TPAF provides several optional settlement choices. This calculator focuses on the maximum annual benefit (Option A equivalent). If you plan to elect a survivor option, reduce the projected annual pension by 10–15 percent, which mirrors the reduction shown in the retirement estimate issued by the Division. Future versions can add a dropdown to compare Option A, B, C, and D; however, even this basic version helps you estimate whether a survivor election is necessary given your household assets.

What about Social Security?

Most New Jersey educators participate in Social Security, though service in other states may invoke the Windfall Elimination Provision. The calculator isolates TPAF benefits so you can later layer in Social Security estimates from the SSA portal. Combining the two allows you to evaluate replacement ratio benchmarks often recommended by financial planners (70–80 percent of final pay). If TPAF covers 55 percent and Social Security covers 20 percent, you quickly recognize whether 403(b) or taxable savings must close the remaining gap.
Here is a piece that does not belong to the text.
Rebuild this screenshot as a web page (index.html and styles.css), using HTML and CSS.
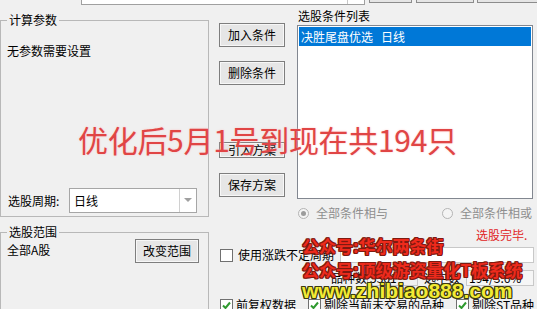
FILE: index.html
```html
<!DOCTYPE html>
<html>
<head>
<meta charset="utf-8">
<link rel="stylesheet" href="styles.css">
</head>
<body>
<div class="app">
  <div class="topbar">
    <div class="top-combo"><span class="top-combo-btn"></span></div>
    <div class="top-btn b1"></div>
    <div class="top-btn b2"></div>
    <div class="top-btn b3"></div>
  </div>
  <div class="main">
    <div class="left">
      <fieldset class="group g1">
        <legend>计算参数</legend>
        <div class="g1-body">
          <div class="note">无参数需要设置</div>
          <div class="period-row">
            <span class="period-label">选股周期:</span>
            <div class="combo">
              <span class="combo-text">日线</span>
              <span class="combo-arrow"><svg width="8" height="5" viewBox="0 0 8 5"><path d="M0 0 H8 L4 4 Z" fill="#a0a0a0"/></svg></span>
            </div>
          </div>
        </div>
      </fieldset>
      <fieldset class="group g2">
        <legend>选股范围</legend>
        <div class="range-row">
          <span class="range-text">全部A股</span>
          <button class="btn range-btn">改变范围</button>
        </div>
      </fieldset>
    </div>
    <div class="right">
      <div class="upper">
        <div class="btn-col">
          <button class="btn">加入条件</button>
          <button class="btn del">删除条件</button>
          <button class="btn import">引入方案</button>
          <button class="btn save">保存方案</button>
        </div>
        <div class="list-col">
          <div class="list-label">选股条件列表</div>
          <div class="listbox">
            <div class="list-item sel"><span>决胜尾盘优选</span><span class="sep"></span><span>日线</span></div>
          </div>
        </div>
      </div>
      <div class="radio-row">
        <div class="radio r1"><span class="radio-dot checked"></span><span>全部条件相与</span></div>
        <div class="radio"><span class="radio-dot"></span><span>全部条件相或</span></div>
      </div>
      <div class="status">选股完毕.</div>
      <div class="cb-row">
        <span class="cbox"></span>
        <span class="cb-label">使用涨跌不定周期</span>
        <span class="field long-field"></span>
      </div>
      <div class="count-row">
        <span>品种数</span>
        <span class="field f-count">5361</span>
        <span class="sel-label">选中数</span>
        <span class="field f-sel">194/3.6%</span>
      </div>
      <div class="opt-row">
        <div class="opt o1"><span class="cbox"><svg width="11" height="11" viewBox="0 0 11 11"><path d="M2 5.5 L4.5 8 L9 2.5" fill="none" stroke="#2f9a2f" stroke-width="2"/></svg></span><span>前复权数据</span></div>
        <div class="opt o2"><span class="cbox"><svg width="11" height="11" viewBox="0 0 11 11"><path d="M2 5.5 L4.5 8 L9 2.5" fill="none" stroke="#2f9a2f" stroke-width="2"/></svg></span><span>剔除当前未交易的品种</span></div>
        <div class="opt o3"><span class="cbox"><svg width="11" height="11" viewBox="0 0 11 11"><path d="M2 5.5 L4.5 8 L9 2.5" fill="none" stroke="#2f9a2f" stroke-width="2"/></svg></span><span>剔除ST品种</span></div>
      </div>
    </div>
  </div>
  <div class="wm wm-big">优化后5月1号到现在共194只</div>
  <div class="wm wm-red wm1">公众号:华尔两条街</div>
  <div class="wm wm-red wm2">公众号:顶级游资量化T板系统</div>
  <div class="wm wm-url">www.zhibiao888.com</div>
</div>
</body>
</html>
```

FILE: styles.css
```css
html, body {
  margin: 0;
  padding: 0;
  background: #f0f0f0;
}
body {
  font-family: "Noto Sans CJK SC", "Microsoft YaHei", sans-serif;
  font-size: 12px;
  line-height: 16px;
  color: #000;
}
.app {
  position: relative;
  width: 537px;
  height: 309px;
  overflow: hidden;
}

/* top strip (cut off) */
.topbar {
  height: 5px;
  display: flex;
  align-items: flex-end;
  padding-left: 81px;
}
.top-combo {
  box-sizing: border-box;
  flex: none;
  width: 284px;
  height: 20px;
  border: 1px solid #a0a0a0;
  background: #fff;
  display: flex;
  justify-content: flex-end;
}
.top-combo-btn {
  width: 16px;
  border-left: 1px solid #c8c8c8;
}
.top-btn {
  box-sizing: border-box;
  flex: none;
  height: 20px;
  margin-bottom: 2px;
  border: 1px solid #8c8c8c;
  background: #e5e5e5;
}
.b1 { margin-left: 4px; width: 43px; }
.b2 { margin-left: 4px; width: 58px; }
.b3 { margin-left: 3px; width: 70px; }

.main {
  display: flex;
}
.left {
  flex: none;
  width: 209px;
}
.group {
  box-sizing: border-box;
  width: 209px;
  margin: 0;
  min-width: 0;
  border: 1px solid #b8b8b8;
}
.group legend {
  padding: 0 2px;
  margin-left: 0;
  font-size: 12px;
  line-height: 16px;
}
.g1 {
  margin-top: 7px;
  padding: 15px 11px 3px 6px;
}
.g1-body {
  height: 170px;
  display: flex;
  flex-direction: column;
  justify-content: space-between;
}
.period-row {
  display: flex;
  align-items: center;
  height: 25px;
}
.period-label {
  width: 62px;
  padding-left: 1px;
  box-sizing: border-box;
}
.combo {
  box-sizing: border-box;
  width: 128px;
  height: 25px;
  border: 1px solid #a6a6a6;
  background: #fff;
  display: flex;
  align-items: center;
}
.combo-text {
  flex: 1;
  padding-left: 4px;
}
.combo-arrow {
  width: 16px;
  height: 23px;
  border-left: 1px solid #d0d0d0;
  display: flex;
  align-items: center;
  justify-content: center;
}
.g2 {
  margin-top: 7px;
  padding: 0 9px 0 6px;
  height: 120px;
}
.range-row {
  margin-top: -1px;
  height: 24px;
  display: flex;
  align-items: center;
  justify-content: space-between;
}
.range-text {
  padding-bottom: 3px;
}

.btn {
  box-sizing: border-box;
  width: 66px;
  height: 24px;
  padding: 0;
  border: 1px solid #7e7e7e;
  background: #e6e6e6;
  box-shadow: inset 0 0 0 1px #f7f7f7;
  font-family: "Noto Sans CJK SC", sans-serif;
  font-size: 12px;
  line-height: 16px;
  color: #000;
}
.range-btn {
  width: 64px;
}

.right {
  flex: 1;
  padding-left: 10px;
  display: flex;
  flex-direction: column;
}
.upper {
  display: flex;
  gap: 12px;
  height: 194px;
}
.btn-col {
  flex: none;
  width: 66px;
  display: flex;
  flex-direction: column;
  padding-top: 18px;
}
.btn-col .del { margin-top: 14px; }
.btn-col .import { margin-top: 57px; height: 16px; line-height: 14px; }
.btn-col .save { margin-top: 15px; }
.list-col {
  width: 236px;
  padding-top: 3px;
}
.list-label {
  height: 17px;
  padding-left: 1px;
}
.listbox {
  box-sizing: border-box;
  height: 174px;
  border: 1px solid #828790;
  background: #fff;
  padding: 1px;
}
.list-item {
  height: 19px;
  line-height: 19px;
  padding-left: 2px;
  display: flex;
}
.list-item .sep {
  width: 8px;
}
.list-item.sel {
  background: #0078d7;
  color: #fff;
}

.radio-row {
  margin-top: 8px;
  height: 12px;
  display: flex;
  align-items: center;
  padding-left: 79px;
  color: #8e8e8e;
}
.radio {
  display: flex;
  align-items: center;
  gap: 7px;
}
.radio.r1 { width: 144px; }
.radio-dot {
  box-sizing: border-box;
  width: 11px;
  height: 11px;
  border: 1px solid #b4b4b4;
  border-radius: 50%;
  background: #f4f4f4;
  display: flex;
  align-items: center;
  justify-content: center;
}
.radio-dot.checked::after {
  content: "";
  width: 5px;
  height: 5px;
  border-radius: 50%;
  background: #9c9c9c;
}

.status {
  margin-top: 8px;
  padding-left: 257px;
  color: #e02424;
}

.cb-row {
  margin-top: 4px;
  height: 16px;
  display: flex;
  align-items: center;
}
.cbox {
  box-sizing: border-box;
  flex: none;
  width: 13px;
  height: 13px;
  margin-left: 1px;
  border: 1px solid #707070;
  background: #fff;
  display: flex;
  align-items: center;
  justify-content: center;
}
.cb-label {
  margin-left: 5px;
}
.field {
  box-sizing: border-box;
  height: 16px;
  border: 1px solid #c8c8c8;
  background: #fff;
  padding-left: 2px;
  line-height: 14px;
}
.long-field {
  margin-left: 6px;
  width: 194px;
}

.count-row {
  margin-top: 7px;
  height: 16px;
  display: flex;
  align-items: center;
  padding-left: 112px;
}
.f-count {
  width: 51px;
  background: #f0f0f0;
}
.sel-label {
  margin-left: 6px;
}
.f-sel {
  margin-left: 6px;
  width: 68px;
  background: #f6f6f6;
}

.opt-row {
  margin-top: 11px;
  display: flex;
  align-items: center;
}
.opt {
  display: flex;
  align-items: center;
  gap: 3px;
}
.opt.o1 { width: 88px; }
.opt.o2 { width: 148px; }

/* watermarks overlaid on the screenshot */
.wm {
  position: absolute;
  white-space: nowrap;
}
.wm-big {
  left: 78px;
  top: 121px;
  font-size: 30px;
  line-height: 36px;
  letter-spacing: -0.3px;
  color: #e04545;
  text-shadow: 0 0 2px rgba(255, 190, 190, 0.9);
}
.wm-red {
  left: 302px;
  font-size: 17px;
  line-height: 17px;
  font-weight: bold;
  color: #ee2a1c;
  text-shadow: 1px 0 0 #7e1a10, -1px 0 0 #7e1a10, 0 1px 0 #7e1a10, 0 -1px 0 #7e1a10,
    1px 1px 0 #7e1a10, -1px -1px 0 #7e1a10, 1px -1px 0 #7e1a10, -1px 1px 0 #7e1a10;
}
.wm1 { top: 237px; }
.wm2 { top: 261px; }
.wm-url {
  left: 302px;
  top: 280px;
  font-family: "Liberation Sans", Arial, sans-serif;
  font-size: 21px;
  line-height: 21px;
  font-weight: bold;
  color: #f2ea34;
  text-shadow: 1px 0 0 #3c3a10, -1px 0 0 #3c3a10, 0 1px 0 #3c3a10, 0 -1px 0 #3c3a10,
    1px 1px 0 #3c3a10, -1px -1px 0 #3c3a10, 1px -1px 0 #3c3a10, -1px 1px 0 #3c3a10;
}
```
Case Study: Mid-Career Teacher Planning a Second Career

Consider a 42-year-old teacher earning $72,000 who expects 23 more years of service and wants to transition into higher education at 65. By entering 23 future service years, two purchased military years, 2.75 percent salary growth, and age-65 retirement, the calculator might show a projected FAS of $119,000, an annual pension of roughly $45,600, and lifetime value near $1.05 million over 23 payout years. Because the teacher plans a second career with TIAA, seeing the $1.05 million value clarifies how much of the second-career income can be directed toward savings instead of immediate living expenses.

Alternatively, suppose the same teacher retires at 60. The calculator immediately applies a 10 percent early reduction (five years times 2 percent) and lowers the annual pension to $41,000. That $4,600 gap may require several years of bridge employment to maintain the desired standard of living, a conclusion derived within seconds thanks to the tool.

Integrating the Calculator Into District Planning

Business administrators and union leaders can repurpose the calculator by inputting average salaries for groups of employees. Doing so quantifies the pension impact of contract proposals. For instance, adding a 0.5 percent increment to a salary guide might raise FAS enough to increase lifetime pension values by six figures for veteran staff. Presenting that data during negotiations fosters transparency around how salary decisions ripple through pension costs and can help maintain compliance with Chapter 78 phase-in rules.

District HR teams can also use the calculator during retirement workshops. By projecting a sample teacher’s contributions versus benefits, administrators demonstrate the tangible value of staying through the end of the year rather than resigning mid-term. Because the calculator is mobile-responsive, it can even be displayed on tablets during family financial counseling sessions.

Next Steps After Using the Calculator

Once you have a baseline projection, request an official estimate through the Member Benefits Online System (MBOS). Compare the Division’s calculation with the tool to confirm service credit and beneficiary data. Next, compile your Social Security statement and any defined contribution balances to build a comprehensive retirement income floor. Finally, meet with a fiduciary advisor to analyze taxes, Roth conversion opportunities, and healthcare costs under the School Employees’ Health Benefits Program. The calculator jump-starts those conversations by delivering vetted numbers quickly.

Whether you are an early-career teacher deciding whether to buy back substitute time, a mid-career guidance counselor exploring phased retirement, or an administrator modeling Chapter 48 premium-sharing impacts, this NJ pension calculator for TPAF gives you the clarity to plan confidently. Keep refining your assumptions annually, especially when new salary guides or pension legislation take effect, so that your retirement roadmap remains aligned with reality.